It may sound a little out there, but positive thoughts conjure positive energy. Our mindset is often our own worst enemy, but now is the time to redirect negative thoughts. Instead of “I have to log onto another Zoom call,” try “I get to log onto another Zoom call while so many are unemployed.” I’m not suggesting you have to be cheery all the time, but be intentional about seeking out gratitude and it will start to become second nature. Negativity breeds negativity, so you may also want to take a look at any taxing relationships in your life. Lastly, purchase a gratitude journal and make it part of your morning or nightly routine.
Don’t wait for permission
It’s never been more painfully obvious that we aren’t in full control of our lives.

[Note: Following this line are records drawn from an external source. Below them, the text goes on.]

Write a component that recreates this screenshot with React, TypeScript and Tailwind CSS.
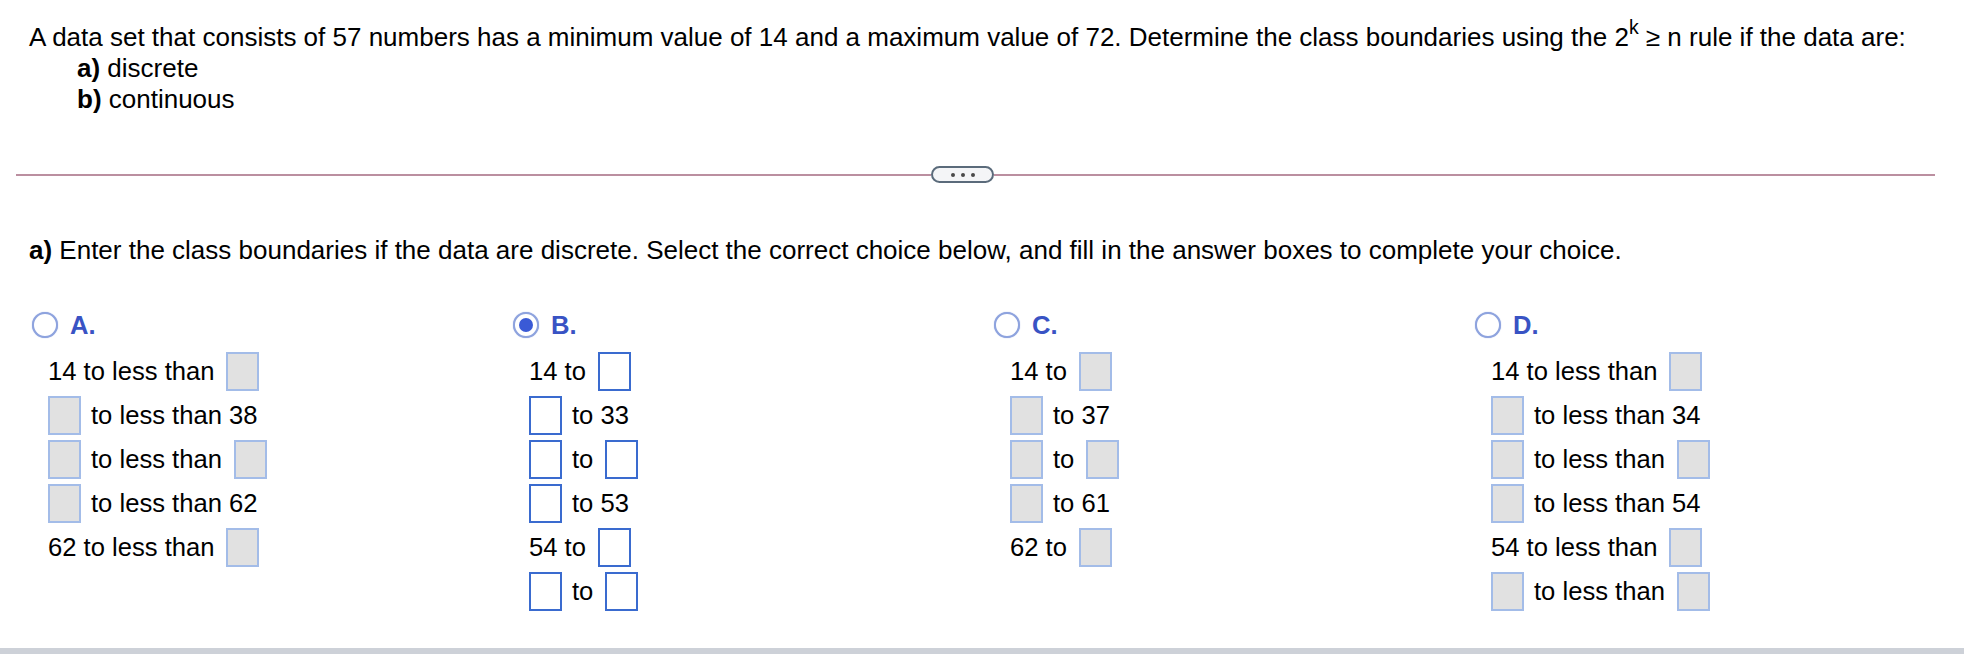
import type { JSX } from 'react';

type Part = string | null; // null = answer box

type Choice = {
  letter: string;
  selected: boolean;
  rows: Part[][];
};

const choices: Choice[] = [
  {
    letter: 'A.',
    selected: false,
    rows: [
      ['14 to less than', null],
      [null, 'to less than 38'],
      [null, 'to less than', null],
      [null, 'to less than 62'],
      ['62 to less than', null],
    ],
  },
  {
    letter: 'B.',
    selected: true,
    rows: [
      ['14 to', null],
      [null, 'to 33'],
      [null, 'to', null],
      [null, 'to 53'],
      ['54 to', null],
      [null, 'to', null],
    ],
  },
  {
    letter: 'C.',
    selected: false,
    rows: [
      ['14 to', null],
      [null, 'to 37'],
      [null, 'to', null],
      [null, 'to 61'],
      ['62 to', null],
    ],
  },
  {
    letter: 'D.',
    selected: false,
    rows: [
      ['14 to less than', null],
      [null, 'to less than 34'],
      [null, 'to less than', null],
      [null, 'to less than 54'],
      ['54 to less than', null],
      [null, 'to less than', null],
    ],
  },
];

function AnswerBox({ active, first }: { active: boolean; first: boolean }): JSX.Element {
  return (
    <span
      className={
        (first ? '' : 'ml-[12px] ') +
        (active
          ? 'w-[33px] h-[39px] shrink-0 border-2 border-[#3a6bcf] bg-white'
          : 'w-[33px] h-[39px] shrink-0 border-2 border-[#a3bce8] bg-[#e1e1e1]')
      }
    />
  );
}

function Radio({ checked }: { checked: boolean }): JSX.Element {
  return (
    <span className="w-[26px] h-[26px] rounded-full border-2 border-[#8ea3de] shadow-[0_0_1px_#8ea3de] bg-white flex items-center justify-center">
      {checked && <span className="w-[14px] h-[14px] rounded-full bg-[#3a5ad6]" />}
    </span>
  );
}

function ChoiceColumn({ choice }: { choice: Choice }): JSX.Element {
  return (
    <div>
      {/* radio + letter */}
      <div className="h-[26px] flex items-center gap-[12px]">
        <Radio checked={choice.selected} />
        <span className="font-bold text-[#3953c4]">{choice.letter}</span>
      </div>

      {/* answer rows */}
      <div className="mt-[14px] pl-[16px] flex flex-col gap-[5px]">
        {choice.rows.map((row, i) => (
          <div key={i} className="h-[39px] flex items-center">
            {row.map((part, j) =>
              part === null ? (
                <AnswerBox key={j} active={choice.selected} first={j === 0} />
              ) : (
                <span key={j} className={j === 0 ? 'whitespace-nowrap' : 'ml-[10px] whitespace-nowrap'}>
                  {part}
                </span>
              )
            )}
          </div>
        ))}
      </div>
    </div>
  );
}

export default function App(): JSX.Element {
  return (
    <div className="h-[654px] w-[1964px] overflow-hidden bg-white flex flex-col font-['Liberation_Sans',Arial,sans-serif] text-[25.6px] leading-[31px] text-black">
      {/* Question */}
      <div className="pt-[22px] pl-[29px] text-[26px]">
        <p className="whitespace-nowrap">
          A data set that consists of 57 numbers has a minimum value of 14 and a maximum value of 72. Determine the class
          boundaries using the 2<sup className="-top-[0.6em]">k</sup> ≥ n rule if the data are:
        </p>
        <div className="pl-[48px]">
          <p>
            <b>a)</b> discrete
          </p>
          <p>
            <b>b)</b> continuous
          </p>
        </div>
      </div>

      {/* Divider with expand pill */}
      <div className="mt-[51px] ml-[16px] w-[1919px] h-[17px] flex items-center">
        <div className="w-[915px] h-[2px] bg-[#bb8fa0]" />
        <div className="w-[63px] h-[17px] rounded-full border-2 border-[#5b6b7b] bg-[#f4f5f7] flex items-center justify-center gap-[6px]">
          <span className="w-[4px] h-[4px] rounded-full bg-[#4a4a4a]" />
          <span className="w-[4px] h-[4px] rounded-full bg-[#4a4a4a]" />
          <span className="w-[4px] h-[4px] rounded-full bg-[#4a4a4a]" />
        </div>
        <div className="flex-1 h-[2px] bg-[#bb8fa0]" />
      </div>

      {/* Part a */}
      <p className="mt-[52px] pl-[29px] whitespace-nowrap text-[26px]">
        <b>a)</b> Enter the class boundaries if the data are discrete. Select the correct choice below, and fill in the
        answer boxes to complete your choice.
      </p>

      <div className="mt-[46px] pl-[32px] grid grid-cols-[repeat(4,481px)]">
        {choices.map((c) => (
          <ChoiceColumn key={c.letter} choice={c} />
        ))}
      </div>

      <div className="mt-auto h-[6px] bg-[#cdd1d8]" />
    </div>
  );
}
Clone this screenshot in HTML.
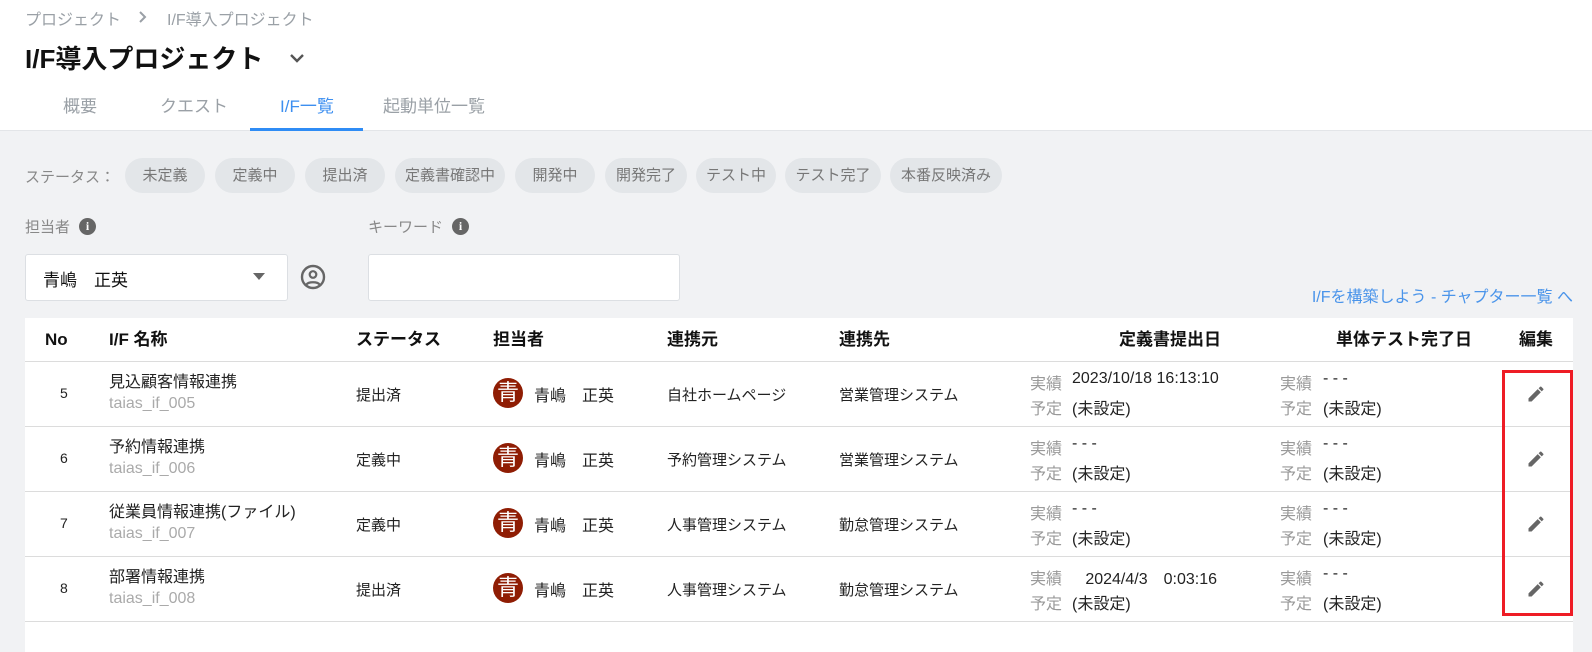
<!DOCTYPE html>
<html><head><meta charset="utf-8"><style>
*{margin:0;padding:0;box-sizing:border-box}
body{width:1592px;height:652px;overflow:hidden;background:#f1f2f4;font-family:"Liberation Sans","Noto Sans CJK JP",sans-serif;color:#222;position:relative}
.a{position:absolute;white-space:nowrap}
.hdr{position:absolute;left:0;top:0;width:1592px;height:131px;background:#fff;border-bottom:1px solid #e3e5e8}
.chip{position:absolute;top:158px;height:35px;border-radius:18px;background:#e3e6e9;color:#777;font-size:15px;line-height:35px;text-align:center}
.tbl{position:absolute;left:25px;top:318px;width:1548px;height:334px;background:#fff}
.th{position:absolute;top:0;height:44px;line-height:44px;font-size:17px;font-weight:bold;color:#111}
.line{position:absolute;left:0;width:1548px;height:1px;background:#dcdcdc}
.c{position:absolute;font-size:15px;white-space:nowrap;color:#222}
.g{color:#999}
.av{position:absolute;width:30px;height:30px;border-radius:50%;background:#8f1d04;color:#fff;font-size:22px;line-height:30px;text-align:center}
</style></head><body>
<div class="hdr"></div>
<div class="a" style="left:25px;top:6px;font-size:16px;color:#9aa0a6">プロジェクト</div>
<svg class="a" style="left:138px;top:11px" width="10" height="12" viewBox="0 0 10 12"><path d="M2 1l5 5-5 5" fill="none" stroke="#9aa0a6" stroke-width="2"/></svg>
<div class="a" style="left:167px;top:6px;font-size:16px;color:#9aa0a6">I/F導入プロジェクト</div>
<div class="a" style="left:25px;top:39px;font-size:26px;font-weight:bold;color:#111">I/F導入プロジェクト</div>
<svg class="a" style="left:289px;top:53px" width="16" height="12" viewBox="0 0 16 12"><path d="M2 2l6 6 6-6" fill="none" stroke="#555" stroke-width="2.4"/></svg>
<div class="a" style="left:63px;top:92px;font-size:17px;color:#9aa0a6">概要</div>
<div class="a" style="left:160px;top:92px;font-size:17px;color:#9aa0a6">クエスト</div>
<div class="a" style="left:280px;top:92px;font-size:17px;color:#3d8ff0">I/F一覧</div>
<div class="a" style="left:383px;top:92px;font-size:17px;color:#9aa0a6">起動単位一覧</div>
<div class="a" style="left:250px;top:128px;width:113px;height:3px;background:#2f8cf5"></div>

<div class="a" style="left:25px;top:166px;font-size:15px;color:#888">ステータス：</div>
<div class="chip" style="left:125px;width:80px">未定義</div>
<div class="chip" style="left:215px;width:80px">定義中</div>
<div class="chip" style="left:305px;width:80px">提出済</div>
<div class="chip" style="left:395px;width:110px">定義書確認中</div>
<div class="chip" style="left:515px;width:80px">開発中</div>
<div class="chip" style="left:605px;width:82px">開発完了</div>
<div class="chip" style="left:696px;width:80px">テスト中</div>
<div class="chip" style="left:785px;width:96px">テスト完了</div>
<div class="chip" style="left:890px;width:112px">本番反映済み</div>

<div class="a" style="left:25px;top:216px;font-size:15px;color:#888">担当者</div>
<div class="a" style="left:79px;top:218px;width:17px;height:17px;border-radius:50%;background:#666;color:#fff;font-size:12px;font-weight:bold;line-height:17px;text-align:center;font-family:'Liberation Serif',serif">i</div>
<div class="a" style="left:368px;top:216px;font-size:15px;color:#888">キーワード</div>
<div class="a" style="left:452px;top:218px;width:17px;height:17px;border-radius:50%;background:#666;color:#fff;font-size:12px;font-weight:bold;line-height:17px;text-align:center;font-family:'Liberation Serif',serif">i</div>
<div class="a" style="left:25px;top:254px;width:263px;height:47px;background:#fff;border:1px solid #dcdfe3;border-radius:3px"></div>
<div class="a" style="left:43px;top:266px;font-size:17px;color:#111">青嶋　正英</div>
<svg class="a" style="left:253px;top:273px" width="12" height="8"><path d="M0 0h12L6 7z" fill="#666"/></svg>
<svg class="a" style="left:298px;top:262px" width="30" height="30" viewBox="0 0 30 30"><circle cx="15" cy="15" r="11" fill="none" stroke="#666" stroke-width="2.4"/><circle cx="15" cy="12.5" r="3.3" fill="none" stroke="#666" stroke-width="2.2"/><path d="M8.5 22.5c2-3 11-3 13 0" fill="none" stroke="#666" stroke-width="2.2"/></svg>
<div class="a" style="left:368px;top:254px;width:312px;height:47px;background:#fff;border:1px solid #dcdfe3;border-radius:3px"></div>
<div class="a" style="right:19px;top:283px;font-size:16px;color:#4a94ea">I/Fを構築しよう - チャプター一覧 へ</div>

<div class="tbl">
<div class="th" style="left:20px">No</div>
<div class="th" style="left:84px">I/F 名称</div>
<div class="th" style="left:331px">ステータス</div>
<div class="th" style="left:468px">担当者</div>
<div class="th" style="left:642px">連携元</div>
<div class="th" style="left:814px">連携先</div>
<div class="th" style="right:352px">定義書提出日</div>
<div class="th" style="right:101px">単体テスト完了日</div>
<div class="th" style="left:1494px">編集</div>
<div class="line" style="top:43px"></div>
<div class="line" style="top:108px"></div>
<div class="line" style="top:173px"></div>
<div class="line" style="top:238px"></div>
<div class="line" style="top:303px"></div>
</div>

<div id="rows"></div>
<div class="a" style="left:1502px;top:370px;width:71px;height:246px;border:3px solid #ee1c25"></div>

<script>
var rows=[["5","見込顧客情報連携","taias_if_005","提出済","自社ホームページ","営業管理システム","2023/10/18 16:13:10"],
["6","予約情報連携","taias_if_006","定義中","予約管理システム","営業管理システム","- - -"],
["7","従業員情報連携(ファイル)","taias_if_007","定義中","人事管理システム","勤怠管理システム","- - -"],
["8","部署情報連携","taias_if_008","提出済","人事管理システム","勤怠管理システム","&nbsp;&nbsp;&nbsp;2024/4/3　0:03:16"]];
var h="";
rows.forEach(function(r,i){var y=362+65*i;var m=y+32;
h+='<div class="c" style="left:60px;top:'+(m-9)+'px;font-size:14px">'+r[0]+'</div>';
h+='<div class="c" style="left:109px;top:'+(m-26)+'px;font-size:16px">'+r[1]+'</div>';
h+='<div class="c g" style="left:109px;top:'+(m+1)+'px;font-size:16px;color:#aaa">'+r[2]+'</div>';
h+='<div class="c" style="left:356px;top:'+(m-10)+'px">'+r[3]+'</div>';
h+='<div class="av" style="left:493px;top:'+(m-16)+'px">青</div>';
h+='<div class="c" style="left:534px;top:'+(m-12)+'px;font-size:16px">青嶋　正英</div>';
h+='<div class="c" style="left:667px;top:'+(m-10)+'px">'+r[4]+'</div>';
h+='<div class="c" style="left:839px;top:'+(m-10)+'px">'+r[5]+'</div>';
h+='<div class="c g" style="left:1030px;top:'+(m-24)+'px;font-size:16px">実績</div><div class="c" style="left:1072px;top:'+(m-24)+'px;font-size:16px">'+r[6]+'</div>';
h+='<div class="c g" style="left:1030px;top:'+(m+1)+'px;font-size:16px">予定</div><div class="c" style="left:1072px;top:'+(m+1)+'px;font-size:16px">(未設定)</div>';
h+='<div class="c g" style="left:1280px;top:'+(m-24)+'px;font-size:16px">実績</div><div class="c" style="left:1323px;top:'+(m-24)+'px;font-size:16px">- - -</div>';
h+='<div class="c g" style="left:1280px;top:'+(m+1)+'px;font-size:16px">予定</div><div class="c" style="left:1323px;top:'+(m+1)+'px;font-size:16px">(未設定)</div>';
h+='<svg class="a" style="left:1526px;top:'+(m-10)+'px" width="20" height="20" viewBox="0 0 24 24"><path d="M3 17.25V21h3.75L17.81 9.94l-3.75-3.75L3 17.25zM20.71 7.04a1 1 0 000-1.41l-2.34-2.34a1 1 0 00-1.41 0l-1.83 1.83 3.75 3.75 1.83-1.83z" fill="#666"/></svg>';
});
document.getElementById("rows").innerHTML=h;
</script>
</body></html>
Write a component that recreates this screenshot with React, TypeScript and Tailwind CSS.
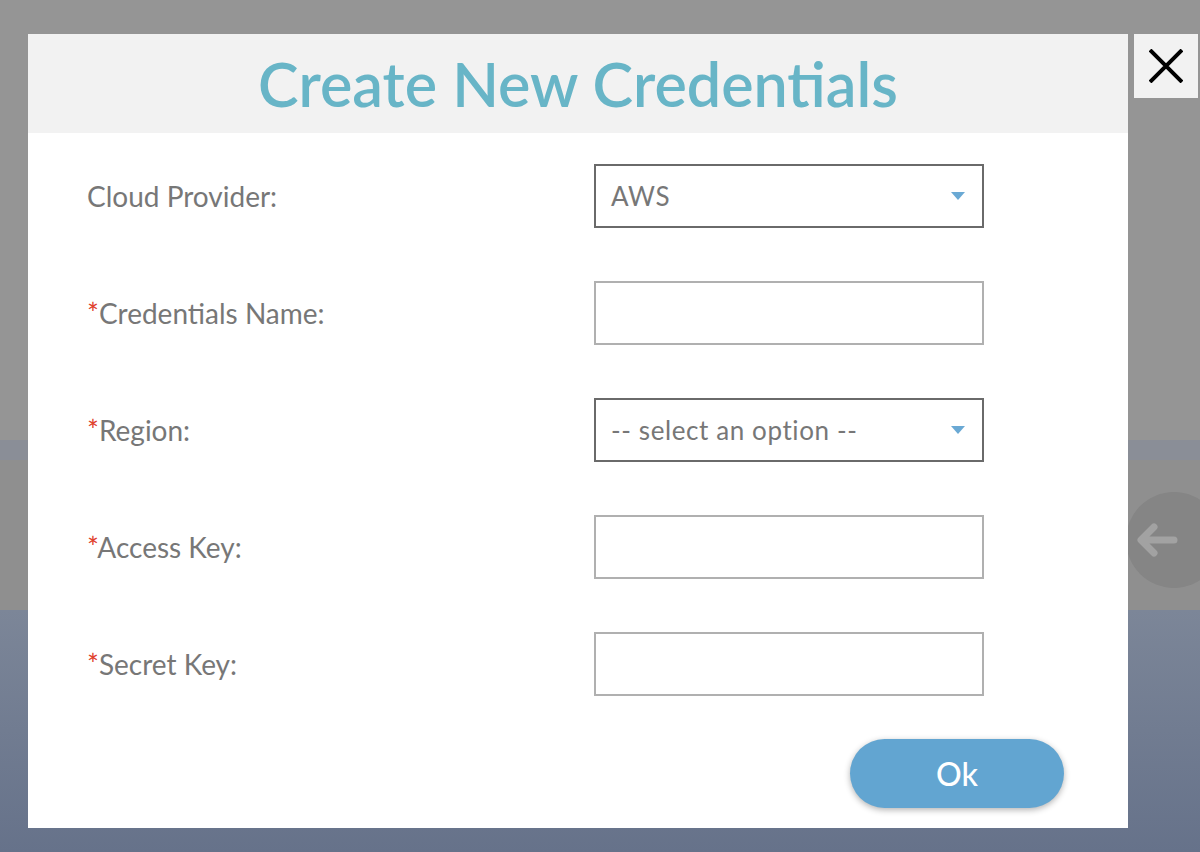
const fields = [
  { label: "Cloud Provider:", required: false, kind: "select", value: "AWS" },
  { label: "Credentials Name:", required: true, kind: "input" },
  { label: "Region:", required: true, kind: "select", value: "-- select an option --" },
  { label: "Access Key:", required: true, kind: "input" },
  { label: "Secret Key:", required: true, kind: "input" },
];

function Caret() {
  return (
    <svg width="16" height="10" viewBox="0 0 16 10" className="shrink-0">
      <path d="M1 1h14L8 9z" fill="#6aa9d4" />
    </svg>
  );
}

export default function App() {
  return (
    <div className="relative h-[852px] w-[1200px] overflow-hidden font-['Lato',sans-serif]">
      {/* page behind the overlay */}
      <div className="flex h-full flex-col">
        <div className="h-[440px] bg-[#959595]" />
        <div className="h-[20px] bg-[#8a8e97]" />
        <div className="flex h-[150px] items-center justify-end bg-[#8f8f8f]">
          <div className="mr-[-22px] mt-[10px] flex h-[96px] w-[96px] items-center justify-start rounded-full bg-[#858585] pl-[10px]">
            <svg width="42" height="34" viewBox="0 0 42 34">
              <path d="M18 4 5 17l13 13M6 17h32" stroke="#a2a2a2" strokeWidth="7" strokeLinecap="round" strokeLinejoin="round" fill="none" />
            </svg>
          </div>
        </div>
        <div className="flex-1 bg-gradient-to-b from-[#7c8698] to-[#66728a]" />
      </div>

      {/* modal */}
      <div className="absolute left-[28px] top-[34px] flex h-[794px] w-[1100px] flex-col bg-white">
        <div className="flex h-[99px] items-center justify-center bg-[#f2f2f2]">
          <h1 className="text-[61px] font-semibold text-[#68b5c7]">Create New Credentials</h1>
        </div>
        <div className="flex flex-col gap-[53px] pl-[59px] pt-[31px]">
          {fields.map((f) => (
            <div key={f.label} className="flex items-center">
              <div className="w-[507px] text-[28px] text-[#777]">
                {f.required && <span className="text-[#e0402b]">*</span>}
                {f.label}
              </div>
              {f.kind === "select" ? (
                <div className="flex h-[64px] w-[390px] items-center justify-between border-2 border-[#6a6a6a] pl-[15px] pr-[16px] text-[26px] tracking-[0.6px] text-[#777]">
                  <span>{f.value}</span>
                  <Caret />
                </div>
              ) : (
                <div className="h-[64px] w-[390px] border-2 border-[#b0b0b0]" />
              )}
            </div>
          ))}
        </div>
        <div className="flex justify-end pr-[64px] pt-[43px]">
          <button className="h-[69px] w-[214px] rounded-full bg-[#62a5d1] text-[32px] font-medium text-white shadow-[0_2px_6px_rgba(0,0,0,0.3)]">
            Ok
          </button>
        </div>
      </div>

      {/* close */}
      <div className="absolute left-[1134px] top-[34px] flex h-[64px] w-[64px] items-center justify-center bg-[#f2f2f2]">
        <svg width="34" height="34" viewBox="0 0 34 34">
          <path d="M1 1l32 32M33 1 1 33" stroke="#000" strokeWidth="4" fill="none" />
        </svg>
      </div>
    </div>
  );
}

We lost a lot this year – loved ones, trips, weddings, holidays, jobs, the chance to have a spouse in the delivery room, etc. I realize we can’t get out there and do everything we want in 2021, but there are plenty of things you can start checking off that bucket list. Don’t hold off on updating your resume because you’re waiting for the perfect job to be posted. Don’t hold off on starting a business because it doesn’t feel like the right time. Get started now on the things that will make you happy – both big and small.
Make a plan
I won’t tell you to make a resolution, but I will tell you to set some good old fashioned goals. Start by giving yourself a little tough love. What’s stopping you or holding you back? What could you be doing better? Self-awareness is the first step toward improvement. From there, think of three things you want to accomplish in the year ahead. Then you can break each of those into smaller, more manageable pieces. And remember, goals are flexible. What you want right now, may be completely different from what you want come summertime. The point is to start working towards something and adjust as needed.
Feeling better already?
Hopefully these tips give you food for thought on how you can reassess your mindset and tackle 2021 with renewed spirit. If you are struggling with mental health, please reach out to your doctor or visit www.NAMI.org. There is absolutely no shame in asking for the help you need to be healthy.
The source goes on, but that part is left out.